Our last post discussed whether Microsoft was abandoning the corporate user in favour of the more casual tablet user with the upcoming release of Windows 8, but today’s announcement from Microsoft reveals the demise of Hotmail in favour of the all new Outlook.com. Hotmail has long been a dominant player in the battle for domestic email addresses and has been a major part of Microsoft’s online presence since they bought it back in 1997. However, today’s announcement declares the Hotmail brand soon to end, soon to be replaced by Microsoft’s Outlook brand, which has been the principal mail client amongst business users for over a decade.
So what is Outlook.com and how will it affect 350+ million Hotmail users? There are already a few changes that Hotmail users may have noticed. Firstly the login screen has changed its style:
This new style is more in keeping with Windows 8 and the Metro Start Menu, but also matches the look of the new Outlook.com. After signing in users are likely to be presented with a request for additional security measures (phone number, alternate email address and trusted PC), which users with a Google account may already be familiar with. Again this page has been styled to suit the new face of Microsoft.
So what’s the new Outlook.com like? Well, you can see for yourself as Microsoft has made it available for all current Hotmail users to try. Simply go to Outlook.com or select it from the Hotmail options menu and you will see the mail part of Hotmail in the new Outlook.com layout. Don’t worry, the transformation isn’t permanent – just click the setting ‘gear’ towards the top right and select “Switch back to Hotmail”. It’s worth noting that if you want a @outlook.com email address then you’d better register quick as your equivalent for your Hotmail address is NOT automatically allocated to you and the @outlook.com addresses are going fast (over a million went in the first two hours); email@example.com has already gone, and not to us. Anyway, here’s our newly registered firstname.lastname@example.org account:
As you can see the general structure is similar to the current Hotmail, which has been gradually moving towards the layout of the desktop version of Outlook for some time now. The major changes are in the menus and selection styling, which fit the new Metro style that is being applied to all things Microsoft (Windows 8, Xbox 360 and Windows Phone). Not only does the new style help tie all the Microsoft products together, it also provides a clean, responsive feel. This is also underpinned by a clean-up of the layout. The adverts have gone, but the presence of the ‘AdChoices’ in the bottom right suggests this is only temporary. Messenger has moved from the bottom of the left column to a dedicated messaging pane (next to the settings gear) where it is joined by the new Facebook messenger plug-in.
Facebook messenger isn’t the only new integrated feature. Outlook.com also allows Skype communications straight from the Chat panel and Office 365 is built-in to allow documents attached to an email to be edited within the email without leaving Outlook.com, which brings it up-to-date with Google Mail and Google Docs. However, Microsoft outdoes both Google and Apple by including 7GB of free storage using SkyDrive (Google Drive and iCloud only offer 5GB).
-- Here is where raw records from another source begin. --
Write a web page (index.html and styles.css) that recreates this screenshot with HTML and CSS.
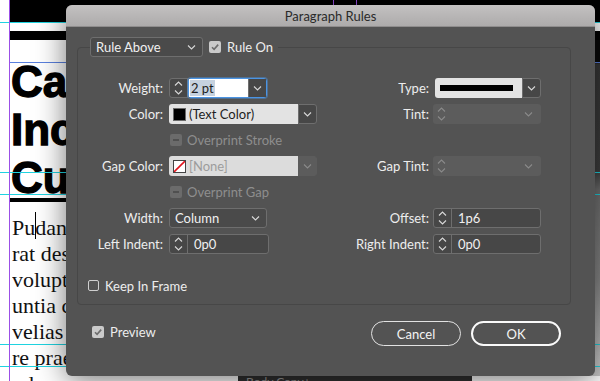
FILE: index.html
```html
<!DOCTYPE html>
<html lang="en">

<head>
    <meta charset="UTF-8">
    <meta name="viewport" content="width=device-width, initial-scale=1.0">
    <title>Paragraph Rules</title>
    <link rel="stylesheet" href="styles.css">
</head>

<body>
    <!-- Document page behind the dialog -->
    <div class="canvas">
        <div class="band band-top"></div>
        <div class="band band-bar"></div>
        <div class="photo"></div>
        <div class="headline">Capture<br>Incredible<br>Customers</div>
        <div class="head-rule"></div>
        <div class="copy">
            Pudandam quis<br>
            rat destiam et<br>
            voluptatem<br>
            untia cusam<br>
            velias ut qui<br>
            re praeriatur<br>
            od eum fugit
        </div>
        <div class="cursor"></div>

        <div class="guide guide-h" style="top: 22px;"></div>
        <div class="guide guide-h" style="top: 172px;"></div>
        <div class="guide guide-h" style="top: 194px;"></div>
        <div class="guide guide-h" style="top: 344px;"></div>
        <div class="guide guide-h" style="top: 366px;"></div>
        <div class="guide guide-frame"></div>
        <div class="guide guide-v" style="left: 9px;"></div>
        <div class="guide guide-v" style="left: 333px;"></div>
        <div class="guide guide-v" style="left: 356px;"></div>

        <div class="style-chip">Body Copy+</div>
    </div>

    <!-- Paragraph Rules dialog -->
    <div class="dialog">
        <div class="titlebar">Paragraph Rules</div>

        <div class="dialog-body">
            <fieldset class="group">
                <legend class="group-head">
                    <div class="select select-dark select-rule">
                        <span>Rule Above</span>
                        <svg class="chev" width="9" height="5" viewBox="0 0 9 5"><path d="M1 0.5 L4.5 4 L8 0.5" /></svg>
                    </div>
                    <span class="check check-on">
                        <svg width="12" height="12" viewBox="0 0 12 12"><path d="M3 6.2 L5.1 8.3 L9.2 3.6" /></svg>
                    </span>
                    <span class="check-label">Rule On</span>
                </legend>

                <div class="rules">
                    <!-- row 1 -->
                    <div class="label">Weight:</div>
                    <div class="ctl">
                        <div class="spinner spinner-split">
                            <div class="arrows">
                                <svg width="17" height="18" viewBox="0 0 17 18"><path d="M5 6.5 L8.5 3 L12 6.5 M5 11.5 L8.5 15 L12 11.5" /></svg>
                            </div>
                        </div>
                        <div class="combo focus">
                            <div class="combo-field"><span class="selected">2 pt</span></div>
                            <div class="combo-btn">
                                <svg class="chev" width="9" height="5" viewBox="0 0 9 5"><path d="M1 0.5 L4.5 4 L8 0.5" /></svg>
                            </div>
                        </div>
                    </div>
                    <div class="label label-right">Type:</div>
                    <div class="ctl">
                        <div class="combo combo-type">
                            <div class="combo-field light"><span class="line-swatch"></span></div>
                            <div class="combo-btn">
                                <svg class="chev" width="9" height="5" viewBox="0 0 9 5"><path d="M1 0.5 L4.5 4 L8 0.5" /></svg>
                            </div>
                        </div>
                    </div>

                    <!-- row 2 -->
                    <div class="label">Color:</div>
                    <div class="ctl">
                        <div class="combo combo-color">
                            <div class="combo-field light"><span class="swatch swatch-black"></span>(Text Color)</div>
                            <div class="combo-btn">
                                <svg class="chev" width="9" height="5" viewBox="0 0 9 5"><path d="M1 0.5 L4.5 4 L8 0.5" /></svg>
                            </div>
                        </div>
                    </div>
                    <div class="label label-right">Tint:</div>
                    <div class="ctl">
                        <div class="disabled-spin">
                            <svg class="arrows-off" width="17" height="18" viewBox="0 0 17 18"><path d="M5 6.5 L8.5 3 L12 6.5 M5 11.5 L8.5 15 L12 11.5" /></svg>
                            <svg class="chev chev-off" width="9" height="5" viewBox="0 0 9 5"><path d="M1 0.5 L4.5 4 L8 0.5" /></svg>
                        </div>
                    </div>

                    <!-- row 3 -->
                    <div class="label"></div>
                    <div class="ctl ctl-wide">
                        <span class="check check-off"><span class="dash"></span></span>
                        <span class="check-label muted">Overprint Stroke</span>
                    </div>

                    <!-- row 4 -->
                    <div class="label">Gap Color:</div>
                    <div class="ctl">
                        <div class="combo combo-color combo-off">
                            <div class="combo-field light-off">
                                <span class="swatch swatch-none">
                                    <svg width="11" height="11" viewBox="0 0 11 11"><path d="M0 11 L11 0" /></svg>
                                </span>[None]
                            </div>
                            <div class="combo-btn">
                                <svg class="chev chev-off" width="9" height="5" viewBox="0 0 9 5"><path d="M1 0.5 L4.5 4 L8 0.5" /></svg>
                            </div>
                        </div>
                    </div>
                    <div class="label label-right">Gap Tint:</div>
                    <div class="ctl">
                        <div class="disabled-spin">
                            <svg class="arrows-off" width="17" height="18" viewBox="0 0 17 18"><path d="M5 6.5 L8.5 3 L12 6.5 M5 11.5 L8.5 15 L12 11.5" /></svg>
                            <svg class="chev chev-off" width="9" height="5" viewBox="0 0 9 5"><path d="M1 0.5 L4.5 4 L8 0.5" /></svg>
                        </div>
                    </div>

                    <!-- row 5 -->
                    <div class="label"></div>
                    <div class="ctl ctl-wide">
                        <span class="check check-off"><span class="dash"></span></span>
                        <span class="check-label muted">Overprint Gap</span>
                    </div>

                    <!-- row 6 -->
                    <div class="label">Width:</div>
                    <div class="ctl">
                        <div class="select select-dark select-width">
                            <span>Column</span>
                            <svg class="chev" width="9" height="5" viewBox="0 0 9 5"><path d="M1 0.5 L4.5 4 L8 0.5" /></svg>
                        </div>
                    </div>
                    <div class="label label-right">Offset:</div>
                    <div class="ctl">
                        <div class="spinner spinner-right">
                            <div class="arrows">
                                <svg width="17" height="18" viewBox="0 0 17 18"><path d="M5 6.5 L8.5 3 L12 6.5 M5 11.5 L8.5 15 L12 11.5" /></svg>
                            </div>
                            <div class="spin-value">1p6</div>
                        </div>
                    </div>

                    <!-- row 7 -->
                    <div class="label">Left Indent:</div>
                    <div class="ctl">
                        <div class="spinner spinner-left">
                            <div class="arrows">
                                <svg width="17" height="18" viewBox="0 0 17 18"><path d="M5 6.5 L8.5 3 L12 6.5 M5 11.5 L8.5 15 L12 11.5" /></svg>
                            </div>
                            <div class="spin-value">0p0</div>
                        </div>
                    </div>
                    <div class="label label-right">Right Indent:</div>
                    <div class="ctl">
                        <div class="spinner spinner-right">
                            <div class="arrows">
                                <svg width="17" height="18" viewBox="0 0 17 18"><path d="M5 6.5 L8.5 3 L12 6.5 M5 11.5 L8.5 15 L12 11.5" /></svg>
                            </div>
                            <div class="spin-value">0p0</div>
                        </div>
                    </div>
                </div>

                <div class="keep-row">
                    <span class="check check-empty"></span>
                    <span class="check-label">Keep In Frame</span>
                </div>
            </fieldset>

            <div class="footer">
                <div class="preview">
                    <span class="check check-on">
                        <svg width="12" height="12" viewBox="0 0 12 12"><path d="M3 6.2 L5.1 8.3 L9.2 3.6" /></svg>
                    </span>
                    <span class="check-label">Preview</span>
                </div>
                <button class="btn btn-cancel">Cancel</button>
                <button class="btn btn-ok">OK</button>
            </div>
        </div>
    </div>
</body>

</html>
```

FILE: styles.css
```css
body {
    margin: 0;
    width: 600px;
    height: 381px;
    overflow: hidden;
    position: relative;
    background: #fff;
    font-family: Lato, "Open Sans", sans-serif;
}

/* ---------- document canvas ---------- */
.canvas {
    position: absolute;
    inset: 0;
    background: #fff;
    overflow: hidden;
}

.band {
    position: absolute;
    left: 10px;
    right: 0;
    background: #000;
}

.band-top {
    top: 0;
    height: 22px;
}

.band-bar {
    top: 31px;
    height: 9px;
}

.photo {
    position: absolute;
    left: 560px;
    top: 40px;
    width: 40px;
    height: 336px;
    background: linear-gradient(#0a0a0a 0, #0a0a0a 22px, #383838 24px, #3e3e3e 130px, #707070 150px, #8a8a8a 240px, #c8c8c8 320px);
}

/* text frames are clipped where the dialog starts */
.headline {
    position: absolute;
    left: 11px;
    top: 58px;
    width: 55px;
    overflow: hidden;
    font-family: "Liberation Sans", Arial, sans-serif;
    font-weight: bold;
    font-size: 44px;
    line-height: 48px;
    color: #000;
    -webkit-text-stroke: 1.3px #000;
    white-space: nowrap;
}

.head-rule {
    position: absolute;
    left: 10px;
    top: 198px;
    width: 400px;
    height: 4px;
    background: #000;
}

.copy {
    position: absolute;
    left: 12px;
    top: 215px;
    width: 54px;
    overflow: hidden;
    font-family: "Liberation Serif", "Times New Roman", serif;
    font-size: 22px;
    line-height: 26px;
    color: #111;
    white-space: nowrap;
}

.cursor {
    position: absolute;
    left: 35px;
    top: 212px;
    width: 1px;
    height: 27px;
    background: #000;
}

.guide {
    position: absolute;
}

.guide-h {
    left: 0;
    right: 0;
    height: 1px;
    background: #1fd3e0;
}

.guide-frame {
    left: 10px;
    right: 0;
    top: 62px;
    height: 1px;
    background: #5a80de;
}

.guide-v {
    top: 0;
    bottom: 0;
    width: 1px;
    background: #9b4fe6;
}

.style-chip {
    position: absolute;
    left: 238px;
    top: 376px;
    width: 226px;
    height: 10px;
    padding-left: 8px;
    background: #303030;
    color: #9a9a9a;
    font-size: 12px;
    line-height: 12px;
}

/* ---------- dialog ---------- */
.dialog {
    position: absolute;
    left: 66px;
    top: 5px;
    width: 529px;
    height: 371px;
    background: #535353;
    border-radius: 6px;
    box-shadow: 0 4px 30px rgba(0, 0, 0, 0.55);
    overflow: hidden;
    color: #ededed;
    font-size: 13px;
}

.titlebar {
    height: 21px;
    line-height: 22px;
    text-align: center;
    color: #2a2a2a;
    background: linear-gradient(#c3c1c1, #adabab);
    border-bottom: 1px solid #8f8d8d;
}

.dialog-body {
    padding: 10px 24px 0 11px;
}

.group {
    margin: 0;
    padding: 0 0 12px 0;
    min-width: 0;
    border: 1px solid #474747;
    border-radius: 4px;
}

.group-head {
    display: flex;
    align-items: center;
    margin-left: 12px;
    padding: 0 5px 0 0;
}

.group-head .check {
    margin-left: 6px;
}

.group-head .check-label {
    margin-left: 6px;
}

/* dropdowns */
.select {
    display: flex;
    align-items: center;
    justify-content: space-between;
    height: 18px;
    padding: 0 6px 0 5px;
    border-radius: 3px;
}

.select-dark {
    background: #4a4a4a;
    border: 1px solid #6e6e6e;
    color: #f0f0f0;
}

.select-rule {
    width: 100px;
}

.select-width {
    width: 85px;
}

.chev path,
.arrows path,
.arrows-off path {
    fill: none;
    stroke: #d8d8d8;
    stroke-width: 1.1;
}

.chev-off path,
.arrows-off path {
    stroke: #8a8a8a;
}

/* checkboxes */
.check {
    display: inline-flex;
    align-items: center;
    justify-content: center;
    width: 12px;
    height: 12px;
    border-radius: 2px;
    box-sizing: border-box;
    flex: none;
}

.check-on {
    background: #cacaca;
}

.check-on path {
    fill: none;
    stroke: #6c6c6c;
    stroke-width: 1.6;
}

.check-off {
    background: #6b6b6b;
}

.check-off .dash {
    width: 6px;
    height: 2px;
    background: #505050;
}

.check-empty {
    width: 11px;
    height: 11px;
    border: 1px solid #cfcfcf;
}

.check-label {
    white-space: nowrap;
}

.muted {
    color: #8e8e8e;
}

/* field grid */
.rules {
    display: grid;
    grid-template-columns: 91px 170px 94px 108px;
    grid-auto-rows: 20px;
    row-gap: 6px;
    padding-top: 21px;
}

.label {
    text-align: right;
    padding-right: 6px;
    line-height: 20px;
    white-space: nowrap;
}

.label-right {
    padding-right: 4px;
}

.ctl {
    display: flex;
    align-items: center;
}

.ctl-wide {
    grid-column: 2 / 5;
    padding-left: 1px;
    gap: 5px;
}

/* spinners */
.spinner {
    display: flex;
    height: 18px;
    background: #474747;
    border: 1px solid #6e6e6e;
    border-radius: 3px;
    box-sizing: content-box;
}

.arrows {
    width: 17px;
    height: 18px;
    border-right: 1px solid #6e6e6e;
}

.arrows svg {
    display: block;
}

.spinner-split {
    border-radius: 3px 0 0 3px;
}

.spinner-left {
    width: 98px;
}

.spinner-right {
    width: 106px;
}

.spin-value {
    padding-left: 6px;
    line-height: 18px;
    color: #f0f0f0;
}

.disabled-spin {
    display: flex;
    align-items: center;
    justify-content: space-between;
    width: 108px;
    height: 20px;
    padding-right: 8px;
    box-sizing: border-box;
    background: #5c5c5c;
    border-radius: 3px;
}

.disabled-spin svg {
    display: block;
}

/* combo boxes */
.combo {
    display: flex;
    height: 20px;
    box-sizing: border-box;
    border-radius: 3px;
}

.combo-field {
    flex: 1;
    display: flex;
    align-items: center;
    padding-left: 4px;
    color: #1e1e1e;
    white-space: nowrap;
}

.combo-btn {
    width: 17px;
    display: flex;
    align-items: center;
    justify-content: center;
    background: #474747;
    border: 1px solid #6e6e6e;
    border-radius: 0 3px 3px 0;
}

.combo.focus {
    width: 79px;
    border: 1px solid #4b94e3;
    box-shadow: 0 0 0 1px rgba(75, 148, 227, 0.45);
    margin-left: -1px;
    height: 20px;
}

.combo.focus .combo-field {
    background: #fff;
    padding-left: 1px;
}

.combo.focus .combo-btn {
    border-width: 0 0 0 1px;
    border-radius: 0;
}

.selected {
    background: #c6d2df;
    padding: 0 1px;
    line-height: 16px;
}

.light {
    background: #e3e3e3;
    border-radius: 3px 0 0 3px;
}

.light-off {
    background: #dcdcdc;
    color: #9c9c9c;
    border-radius: 3px 0 0 3px;
}

.combo-color {
    width: 148px;
}

.combo-type {
    width: 106px;
    margin-left: 2px;
}

.combo-off .combo-btn {
    background: #5c5c5c;
    border-color: #5c5c5c;
}

.line-swatch {
    width: 73px;
    height: 6px;
    margin-left: 1px;
    background: #000;
}

.swatch {
    width: 13px;
    height: 13px;
    box-sizing: border-box;
    margin-right: 3px;
    border: 1px solid #6a6a6a;
}

.swatch-black {
    background: #000;
}

.swatch-none {
    background: #fff;
    border-color: #444;
}

.swatch-none svg {
    display: block;
}

.swatch-none path {
    stroke: #e0141e;
    stroke-width: 1.6;
}

.keep-row {
    display: flex;
    align-items: center;
    gap: 6px;
    margin-top: 25px;
    padding-left: 10px;
    height: 13px;
}

/* footer */
.footer {
    display: flex;
    align-items: flex-start;
    margin-top: 16px;
    padding: 0 10px 0 15px;
}

.preview {
    display: flex;
    align-items: center;
    gap: 6px;
    margin-top: 3px;
}

.btn {
    width: 90px;
    height: 25px;
    box-sizing: border-box;
    background: transparent;
    color: #f5f5f5;
    font-family: Lato, "Open Sans", sans-serif;
    font-size: 13px;
    border-radius: 13px;
    padding: 0;
}

.btn-cancel {
    margin-left: auto;
    border: 1.5px solid #e2e2e2;
}

.btn-ok {
    margin-left: 10px;
    border: 2px solid #fafafa;
}
```
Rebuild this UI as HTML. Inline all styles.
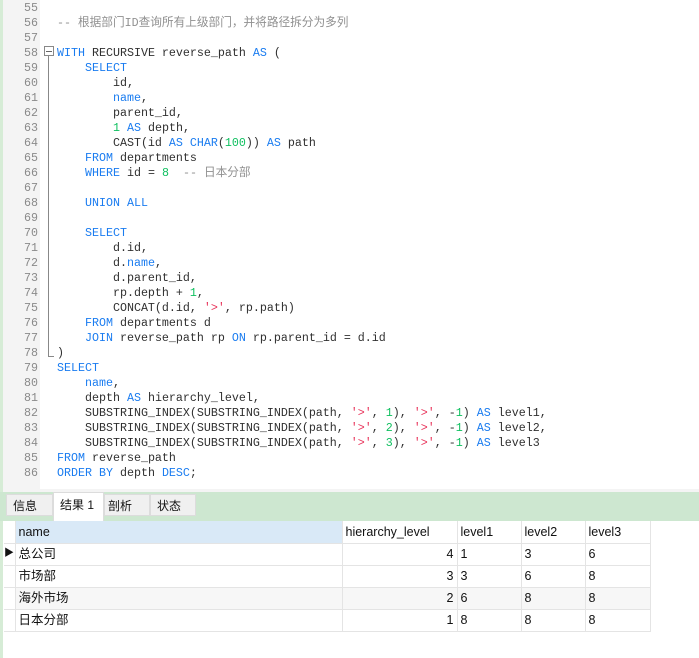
<!DOCTYPE html>
<html><head><meta charset="utf-8"><style>
body{margin:0;width:699px;height:658px;overflow:hidden;background:#fff;position:relative;font-family:"Liberation Sans","Noto Sans CJK SC",sans-serif}
#ed{position:absolute;left:0;top:0;width:699px;height:489px;background:#fff}
#gbar{position:absolute;left:0;top:0;width:3px;height:658px;background:#d6ecd6}
#gut{position:absolute;left:3px;top:0;width:37px;height:489px;background:#f4f4f4}
.ln{position:absolute;left:3px;width:35px;text-align:right;font:11.67px/15px "Liberation Mono",monospace;color:#8a8a8a}
.cd{position:absolute;left:57px;top:1px;white-space:pre;font:11.67px/15px "Liberation Mono","Noto Sans CJK SC",monospace;color:#303030}
.k{color:#1a7cf0}.n{color:#10c060}.s{color:#e8335a}.c{color:#909090}
#fold{position:absolute;left:44px;top:46px;width:8px;height:8px;border:1px solid #888;background:#fff}
#fold:after{content:"";position:absolute;left:1px;top:3.5px;width:6px;height:1px;background:#666}
#vl{position:absolute;left:48px;top:56px;width:1px;height:300px;background:#888}
#vl2{position:absolute;left:48px;top:356px;width:6px;height:1px;background:#888}
#tabs{position:absolute;left:0;top:492px;width:699px;height:29px;background:#cde7d0}
.tab{position:absolute;top:2px;height:22px;background:#f0f0f0;border:1px solid #dcdcdc;font-size:12px;line-height:22px;padding-left:6px;box-sizing:border-box;color:#111}
table{position:absolute;left:4px;top:521px;border-collapse:collapse;font-size:12.5px;color:#111}
td{height:22px;line-height:20px;border-right:1px solid #e4e4e4;border-bottom:1px solid #e4e4e4;padding:0 3px;box-sizing:border-box;overflow:hidden}
tr{height:22px}
</style></head><body>
<div id="ed"></div><div id="gut"></div><div id="gbar"></div>
<div class="ln" style="top:1px">55</div><div class="ln" style="top:16px">56</div><div class="ln" style="top:31px">57</div><div class="ln" style="top:46px">58</div><div class="ln" style="top:61px">59</div><div class="ln" style="top:76px">60</div><div class="ln" style="top:91px">61</div><div class="ln" style="top:106px">62</div><div class="ln" style="top:121px">63</div><div class="ln" style="top:136px">64</div><div class="ln" style="top:151px">65</div><div class="ln" style="top:166px">66</div><div class="ln" style="top:181px">67</div><div class="ln" style="top:196px">68</div><div class="ln" style="top:211px">69</div><div class="ln" style="top:226px">70</div><div class="ln" style="top:241px">71</div><div class="ln" style="top:256px">72</div><div class="ln" style="top:271px">73</div><div class="ln" style="top:286px">74</div><div class="ln" style="top:301px">75</div><div class="ln" style="top:316px">76</div><div class="ln" style="top:331px">77</div><div class="ln" style="top:346px">78</div><div class="ln" style="top:361px">79</div><div class="ln" style="top:376px">80</div><div class="ln" style="top:391px">81</div><div class="ln" style="top:406px">82</div><div class="ln" style="top:421px">83</div><div class="ln" style="top:436px">84</div><div class="ln" style="top:451px">85</div><div class="ln" style="top:466px">86</div>
<div id="fold"></div><div id="vl"></div><div id="vl2"></div>
<div class="cd"> 
<span class="c">-- 根据部门ID查询所有上级部门，并将路径拆分为多列</span>

<span class="k">WITH</span> RECURSIVE reverse_path <span class="k">AS</span> (
    <span class="k">SELECT</span>
        id,
        <span class="k">name</span>,
        parent_id,
        <span class="n">1</span> <span class="k">AS</span> depth,
        CAST(id <span class="k">AS</span> <span class="k">CHAR</span>(<span class="n">100</span>)) <span class="k">AS</span> path
    <span class="k">FROM</span> departments
    <span class="k">WHERE</span> id = <span class="n">8</span>  <span class="c">-- 日本分部</span>

    <span class="k">UNION ALL</span>

    <span class="k">SELECT</span>
        d.id,
        d.<span class="k">name</span>,
        d.parent_id,
        rp.depth + <span class="n">1</span>,
        CONCAT(d.id, <span class="s">'&gt;'</span>, rp.path)
    <span class="k">FROM</span> departments d
    <span class="k">JOIN</span> reverse_path rp <span class="k">ON</span> rp.parent_id = d.id
)
<span class="k">SELECT</span>
    <span class="k">name</span>,
    depth <span class="k">AS</span> hierarchy_level,
    SUBSTRING_INDEX(SUBSTRING_INDEX(path, <span class="s">'&gt;'</span>, <span class="n">1</span>), <span class="s">'&gt;'</span>, -<span class="n">1</span>) <span class="k">AS</span> level1,
    SUBSTRING_INDEX(SUBSTRING_INDEX(path, <span class="s">'&gt;'</span>, <span class="n">2</span>), <span class="s">'&gt;'</span>, -<span class="n">1</span>) <span class="k">AS</span> level2,
    SUBSTRING_INDEX(SUBSTRING_INDEX(path, <span class="s">'&gt;'</span>, <span class="n">3</span>), <span class="s">'&gt;'</span>, -<span class="n">1</span>) <span class="k">AS</span> level3
<span class="k">FROM</span> reverse_path
<span class="k">ORDER BY</span> depth <span class="k">DESC</span>;</div>
<div style="position:absolute;left:3px;top:489px;width:696px;height:3px;background:#f4f4f4"></div>
<div id="tabs">
<div class="tab" style="left:6px;width:47px">信息</div>
<div class="tab" style="left:53px;width:51px;top:0;height:29px;background:#fff;border-bottom:none;line-height:24px">结果 1</div>
<div class="tab" style="left:104px;width:46px;padding-left:3px">剖析</div>
<div class="tab" style="left:150px;width:46px">状态</div>
</div>
<table>
<tr><td style="width:11px;background:#fff"></td><td style="width:327px;background:#d9e9f7">name</td><td style="width:115px">hierarchy_level</td><td style="width:64px">level1</td><td style="width:64px">level2</td><td style="width:65px">level3</td></tr>
<tr><td style="padding:0;font-size:10px">&#9654;</td><td>总公司</td><td style="text-align:right">4</td><td>1</td><td>3</td><td>6</td></tr>
<tr><td></td><td>市场部</td><td style="text-align:right">3</td><td>3</td><td>6</td><td>8</td></tr>
<tr style="background:#f7f7f7"><td style="background:#fff"></td><td>海外市场</td><td style="text-align:right">2</td><td>6</td><td>8</td><td>8</td></tr>
<tr><td></td><td>日本分部</td><td style="text-align:right">1</td><td>8</td><td>8</td><td>8</td></tr>
</table>
</body></html>
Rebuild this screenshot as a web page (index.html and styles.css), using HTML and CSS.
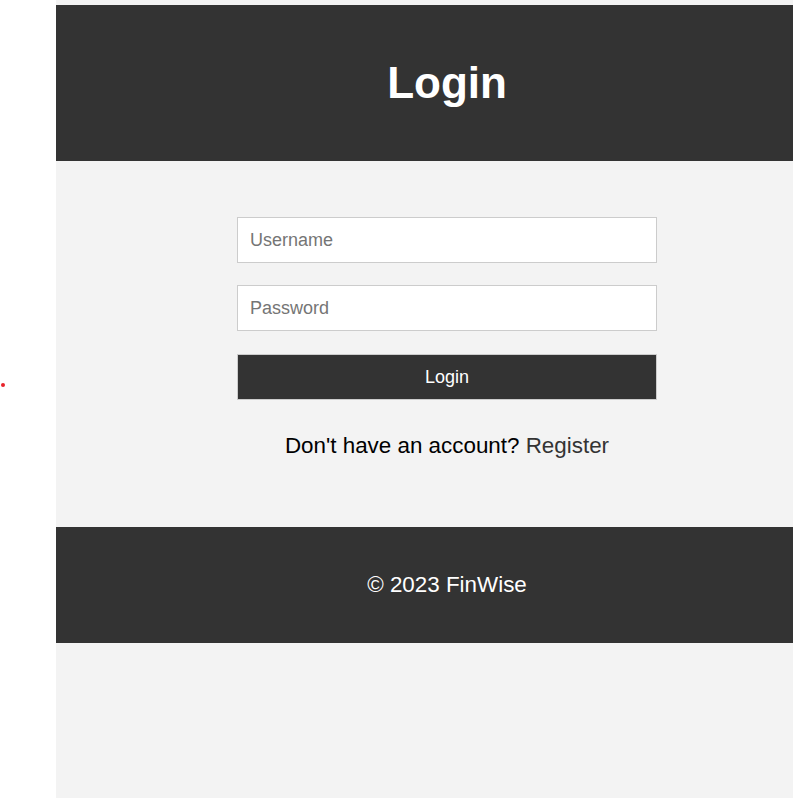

Unfortunately , Microsoft are still not providing IMAP support, so if you want your mail synchronised across multiple devices you will have to use either the website or a Microsoft supplied app. This is quite disappointing for us here at Mamu Computing as we strive to make technology work smartly to provide more functionality with less input from the user. Although this is a reasonably major feature to be lacking, Outlook.com seems to be doing everything else, and well.
To conclude, Outlook.com is a definite enhancement on Hotmail, bringing it right up-to-date and keeping up the fight against the likes of Google and Yahoo. Not everything is ready to try just yet, but you might want to try out the new Outlook layout for your Hotmail emails.